211. Memorandum From Acting Secretary of State Smith to President Eisenhower1
Ambassador Henderson has personally written several despatches giving his own analysis of trends in Iran and of recent conversations with the Iranian Foreign Minister and other officials. I have made the following extract of the most important paragraphs of these despatches. I believe they are a very accurate expression of the situation and national state of mind in Iran, so accurate in fact that I suggest you read them.
“On the one hand the Iranian press as well as most Iranians capable of expression condemn in principle foreign interference in Iran. On the other hand relatively few politically conscious Iranians really believe that it is possible for a power like the United States to refrain from interference in Iran. Most Iranian politicians friendly to the West would welcome secret American intervention which might assist them in attaining their individual or group political ambitions and are inclined to believe in the absence of United States interference on their behalf that the United States must be supporting rival politicians.
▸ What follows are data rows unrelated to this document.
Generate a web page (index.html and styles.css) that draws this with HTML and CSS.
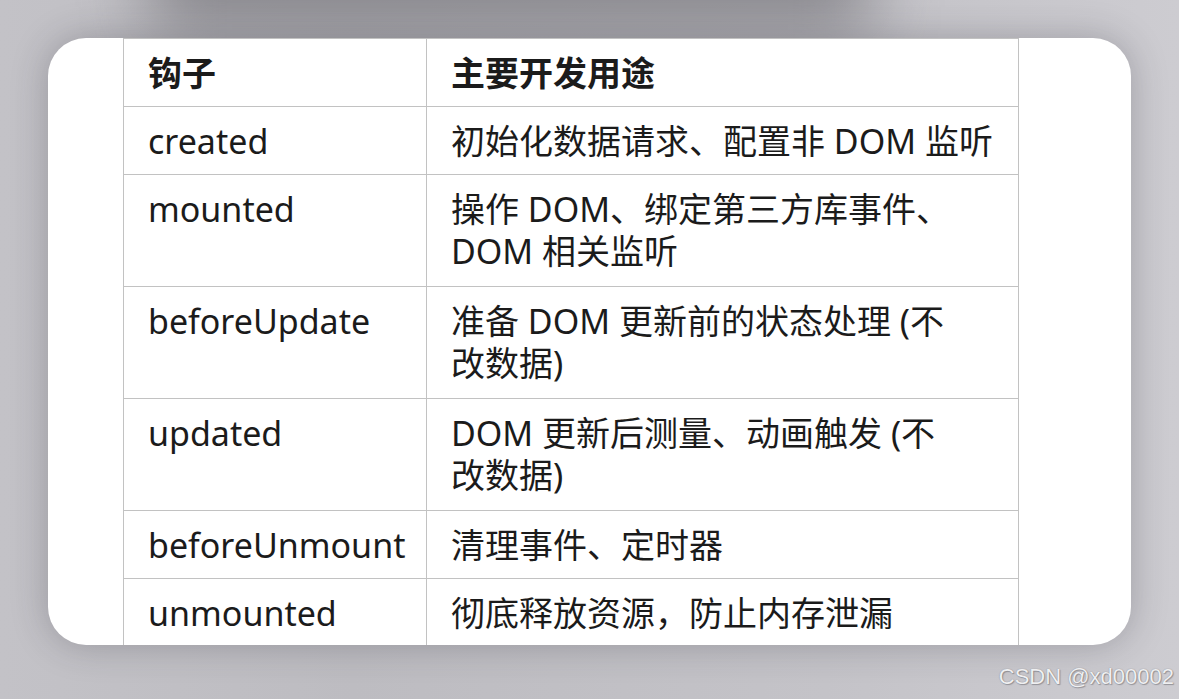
FILE: index.html
```html
<!DOCTYPE html>
<html lang="zh">
<head>
  <meta charset="UTF-8">
  <title>Vue 生命周期钩子</title>
  <link rel="stylesheet" href="styles.css">
</head>
<body>
  <div class="stage">
    <div class="card">
      <table class="hooks">
        <thead>
          <tr>
            <th class="col-hook">钩子</th>
            <th class="col-use">主要开发用途</th>
          </tr>
        </thead>
        <tbody>
          <tr>
            <td>created</td>
            <td>初始化数据请求、配置非 DOM 监听</td>
          </tr>
          <tr class="tall">
            <td>mounted</td>
            <td>操作 DOM、绑定第三方库事件、<br>DOM 相关监听</td>
          </tr>
          <tr class="tall">
            <td>beforeUpdate</td>
            <td>准备 DOM 更新前的状态处理 (不<br>改数据)</td>
          </tr>
          <tr class="tall">
            <td>updated</td>
            <td>DOM 更新后测量、动画触发 (不<br>改数据)</td>
          </tr>
          <tr>
            <td>beforeUnmount</td>
            <td>清理事件、定时器</td>
          </tr>
          <tr>
            <td>unmounted</td>
            <td>彻底释放资源，防止内存泄漏</td>
          </tr>
        </tbody>
      </table>
    </div>
    <div class="watermark">CSDN @xd00002</div>
  </div>
</body>
</html>
```

FILE: styles.css
```css
* { margin: 0; padding: 0; box-sizing: border-box; }
html, body { width: 1179px; height: 699px; overflow: hidden; }
body {
  background: #c7c6cb;
  font-family: "Noto Sans", "Noto Sans CJK SC", sans-serif;
}
.stage {
  position: relative;
  width: 1179px;
  height: 699px;
  padding: 38px 0 0 48px;
  background: linear-gradient(90deg, #c3c2c7 0%, #bdbcc1 30%, #c4c3c8 70%, #cdccd1 100%);
}
/* 上方模糊的阴影 */
.stage::before {
  content: "";
  position: absolute;
  left: 150px;
  top: -70px;
  width: 720px;
  height: 100px;
  background: #6f6e74;
  filter: blur(34px);
  opacity: 0.7;
}
.card {
  position: relative;
  width: 1083px;
  height: 607px;
  padding-left: 75px;
  background: #fff;
  border-radius: 38px;
  overflow: hidden;
  box-shadow: 0 0 36px rgba(40, 40, 50, 0.28);
}
.hooks {
  table-layout: fixed;
  border-collapse: collapse;
  width: 896px;
  color: #1b1b1b;
  font-size: 34px;
  line-height: 42px;
}
.hooks th, .hooks td {
  border: 1px solid #c2c2c2;
  padding: 13px 0 0 24px;
  text-align: left;
  vertical-align: top;
  white-space: nowrap;
}
.hooks th { font-weight: 700; }
.col-hook { width: 303px; }
.hooks tr { height: 68px; }
.hooks tr.tall { height: 112px; }
.watermark {
  position: absolute;
  right: 5px;
  bottom: 9px;
  font-family: "Liberation Sans", Arial, sans-serif;
  font-size: 22px;
  color: #efeff1;
  text-shadow: 0 0 1px rgba(60, 60, 70, 0.55), 1px 1px 1px rgba(60, 60, 70, 0.35);
}
```
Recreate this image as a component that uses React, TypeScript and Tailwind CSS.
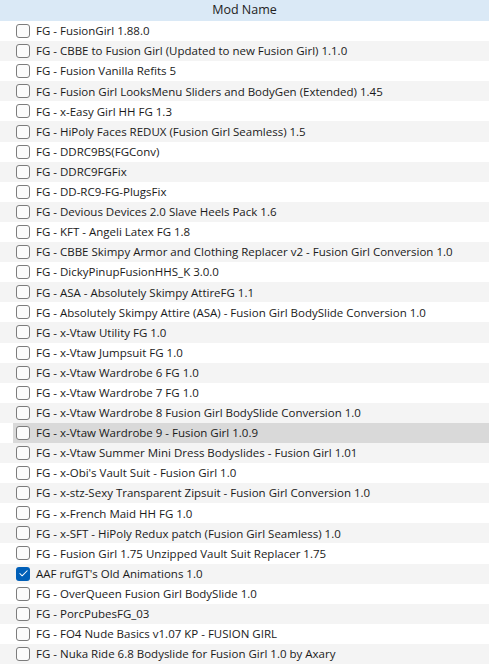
import { Check } from "lucide-react";

const mods: string[] = [
  "FG - FusionGirl 1.88.0",
  "FG - CBBE to Fusion Girl (Updated to new Fusion Girl) 1.1.0",
  "FG - Fusion Vanilla Refits 5",
  "FG - Fusion Girl LooksMenu Sliders and BodyGen (Extended) 1.45",
  "FG - x-Easy Girl HH FG 1.3",
  "FG - HiPoly Faces REDUX (Fusion Girl Seamless) 1.5",
  "FG - DDRC9BS(FGConv)",
  "FG - DDRC9FGFix",
  "FG - DD-RC9-FG-PlugsFix",
  "FG - Devious Devices 2.0 Slave Heels Pack 1.6",
  "FG - KFT - Angeli Latex FG 1.8",
  "FG - CBBE Skimpy Armor and Clothing Replacer v2 - Fusion Girl Conversion 1.0",
  "FG - DickyPinupFusionHHS_K 3.0.0",
  "FG - ASA - Absolutely Skimpy AttireFG 1.1",
  "FG - Absolutely Skimpy Attire (ASA) - Fusion Girl BodySlide Conversion 1.0",
  "FG - x-Vtaw Utility FG 1.0",
  "FG - x-Vtaw Jumpsuit FG 1.0",
  "FG - x-Vtaw Wardrobe 6 FG 1.0",
  "FG - x-Vtaw Wardrobe 7 FG 1.0",
  "FG - x-Vtaw Wardrobe 8 Fusion Girl BodySlide Conversion 1.0",
  "FG - x-Vtaw Wardrobe 9 - Fusion Girl 1.0.9",
  "FG - x-Vtaw Summer Mini Dress Bodyslides - Fusion Girl 1.01",
  "FG - x-Obi's Vault Suit - Fusion Girl 1.0",
  "FG - x-stz-Sexy Transparent Zipsuit - Fusion Girl Conversion 1.0",
  "FG - x-French Maid HH FG 1.0",
  "FG - x-SFT - HiPoly Redux patch (Fusion Girl Seamless) 1.0",
  "FG - Fusion Girl 1.75 Unzipped Vault Suit Replacer 1.75",
  "AAF rufGT's Old Animations 1.0",
  "FG - OverQueen Fusion Girl BodySlide 1.0",
  "FG - PorcPubesFG_03",
  "FG - FO4 Nude Basics v1.07 KP - FUSION GIRL",
  "FG - Nuka Ride 6.8 Bodyslide for Fusion Girl 1.0 by Axary",
];

const CHECKED = 27;
const HOVERED = 20;

function Box({ on }: { on: boolean }) {
  if (on) {
    return (
      <span className="flex h-[14px] w-[14px] shrink-0 items-center justify-center rounded-[3px] bg-[#005fb8]">
        <Check className="h-[11px] w-[11px] text-white" strokeWidth={2.2} />
      </span>
    );
  }
  return (
    <span className="h-[14px] w-[14px] shrink-0 rounded-[3px] border border-[#7c7c7c] bg-[#fbfbfb]" />
  );
}

export default function App() {
  return (
    <div className="w-[489px] h-[669px] overflow-hidden bg-white font-['Open_Sans',sans-serif] text-[11.5px] text-[#1a1a1a]">
      <div className="flex h-[21px] items-center justify-center bg-[#dae9f6] text-[12.5px] text-[#222]">
        Mod Name
      </div>
      {mods.map((name, i) => (
        <div
          key={i}
          className={`flex h-[20.1px] items-center ${i % 2 === 1 ? "bg-[#f4f4f4]" : "bg-white"}`}
        >
          <div
            className={
              i === HOVERED
                ? "ml-[13px] flex h-full flex-1 items-center gap-[6px] bg-[#d9d9d9] pl-[3px]"
                : "flex h-full flex-1 items-center gap-[6px] pl-[16px]"
            }
          >
            <Box on={i === CHECKED} />
            <span className="whitespace-nowrap leading-none">{name}</span>
          </div>
        </div>
      ))}
    </div>
  );
}
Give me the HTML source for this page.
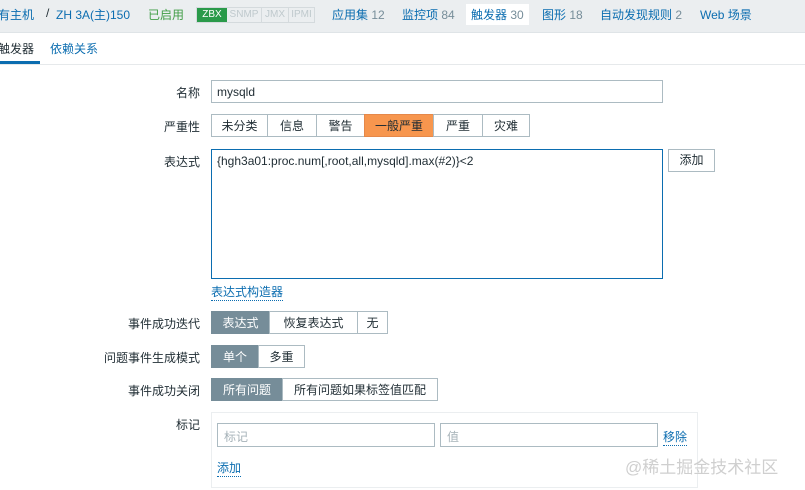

“Iranian distrust of foreigners is so intense that it is not difficult to stimulate resentment against any foreigners engaged in activities in Iran even though these activities are clearly beneficial to Iran. Therefore, the more American nationals there are in Iran and the more energetic and conspicuous these Americans are, the easier it is for various Iranian elements who dislike the presence of Americans or who wish to create difficulties between the United States and Iran to incite Iranians to violence against United States citizens in Iran. It is only fair to the Prime Minister to point out that undoubtedly one of the reasons why he has been so anxious that a minimum amount of publicity be given to activities, beneficial though they may be to Iran, of the so-called American military advisers and of TCI personnel is his awareness that the more attention that is attracted to the activities of these American nationals the more susceptible the Iranian people in general are likely to be to appeals to throw the Americans out of the country. It is difficult, of course, for the average American to understand the lack of appreciation of the Iranian public of disinterested efforts made by individual American nationals in Iran for the benefit of Iran. There are historical and psychological reasons for this phenomenon which I shall not attempt to set forth in this despatch. Nevertheless those in the United States who are inclined to believe that [Page 575] a mere increase in publicity of efforts of Americans in Iran to assist Iran will contribute to a solution of some of the problems which we are facing here at the present time should not overlook the fact that there are extremely important psychological differences between the public mind of Iran and that of the United States.
“The frustrations of practically all sections of the Iranian public, including those supporting as well as those opposing Dr. Mosadeq, as they note the deteriorating conditions of the country fan the embers of xenophobia. Only those sympathetic to the Soviet Union and to international communism have reason to be pleased at what is taking place in Iran.”